WHAT YOU NEED TO DO:
State the number of lines that include the string "index", and write nothing else.

▬▬▬

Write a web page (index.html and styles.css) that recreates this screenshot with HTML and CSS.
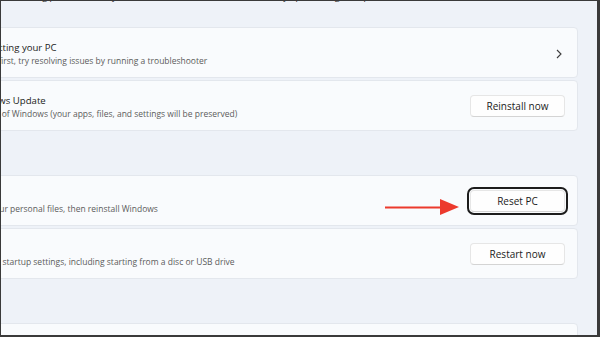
FILE: index.html
```html
<!DOCTYPE html>
<html lang="en">
<head>
    <meta charset="UTF-8">
    <title>Recovery</title>
    <link rel="stylesheet" href="styles.css">
</head>
<body>
    <div class="frame">
        <div class="page">
            <p class="intro">If you're having problems with your PC or want to reset it, these recovery options might help.</p>

            <!-- Без сброса -->
            <div class="group">
                <div class="card">
                    <div class="info">
                        <div class="title">Fix problems without resetting your PC</div>
                        <div class="desc">Resetting can take a while — first, try resolving issues by running a troubleshooter</div>
                    </div>
                    <svg class="chevron" width="6" height="10" viewBox="0 0 6 10">
                        <path d="M1 1 L5 5 L1 9" fill="none" stroke="#3c3c3c" stroke-width="1.1"/>
                    </svg>
                </div>
                <div class="card">
                    <div class="info">
                        <div class="title">Fix problems using Windows Update</div>
                        <div class="desc">Reinstall your current version of Windows (your apps, files, and settings will be preserved)</div>
                    </div>
                    <button class="btn">Reinstall now</button>
                </div>
            </div>

            <h2 class="section">Recovery options</h2>
            <div class="group">
                <div class="card">
                    <div class="info">
                        <div class="title">Reset this PC</div>
                        <div class="desc">Choose to keep or remove your personal files, then reinstall Windows</div>
                    </div>
                    <button class="btn focused">Reset PC</button>
                    <svg class="arrow" width="74" height="18" viewBox="0 0 74 18">
                        <line x1="0" y1="9.5" x2="58" y2="9.5" stroke="#ec3a2d" stroke-width="2"/>
                        <polygon points="55,1 74,9 55,17" fill="#ec3a2d"/>
                    </svg>
                </div>
                <div class="card">
                    <div class="info">
                        <div class="title">Advanced startup</div>
                        <div class="desc">Restart your device to change startup settings, including starting from a disc or USB drive</div>
                    </div>
                    <button class="btn">Restart now</button>
                </div>
            </div>

            <h2 class="section">Related support</h2>
            <div class="group">
                <div class="card">
                    <div class="info">
                        <div class="title">Help with Recovery</div>
                    </div>
                </div>
            </div>
        </div>
    </div>
</body>
</html>
```

FILE: styles.css
```css
* {
    box-sizing: border-box;
}

body {
    margin: 0;
    font-family: 'Open Sans', sans-serif;
    background-color: #3a3a3a;
}

.frame {
    width: 600px;
    height: 337px;
    border-style: solid;
    border-color: #3a3a3a;
    border-width: 1px 3px 2px 1px;
    background-color: #eef2f8;
    overflow: hidden;
}

.page {
    margin-left: -133px;
    margin-right: 19px;
}

.intro {
    font-size: 9px;
    line-height: 12px;
    color: #1b1b1b;
    margin: -10px 0 0 115px;
    height: 36px;
}

.group {
    display: flex;
    flex-direction: column;
    gap: 2px;
}

.card {
    position: relative;
    display: flex;
    align-items: center;
    justify-content: space-between;
    height: 51px;
    padding: 2px 12px 0 14px;
    background-color: #f9fbfd;
    border: 1px solid #e3e7ed;
    border-radius: 4px;
}

.title {
    font-size: 9.6px;
    line-height: 14px;
    color: #1b1b1b;
}

.desc {
    font-size: 8.5px;
    line-height: 12px;
    color: #5c5c5c;
}

.chevron {
    margin-right: 3px;
}

.btn {
    width: 95px;
    height: 22px;
    padding: 0;
    margin-top: -2px;
    font-family: inherit;
    font-size: 10px;
    color: #1b1b1b;
    background-color: #fefefe;
    border: 1px solid #e6e6e6;
    border-bottom-color: #d4d4d4;
    border-radius: 4px;
}

.btn.focused {
    outline: 2px solid #1c1c1c;
    outline-offset: 1px;
}

.arrow {
    position: absolute;
    right: 118px;
    top: 22px;
}

.section {
    height: 44px;
    margin: 0;
    padding-top: 18px;
    font-size: 10px;
    font-weight: 600;
    color: #1b1b1b;
}
```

▬▬▬

REPLY TO THE TASK:
2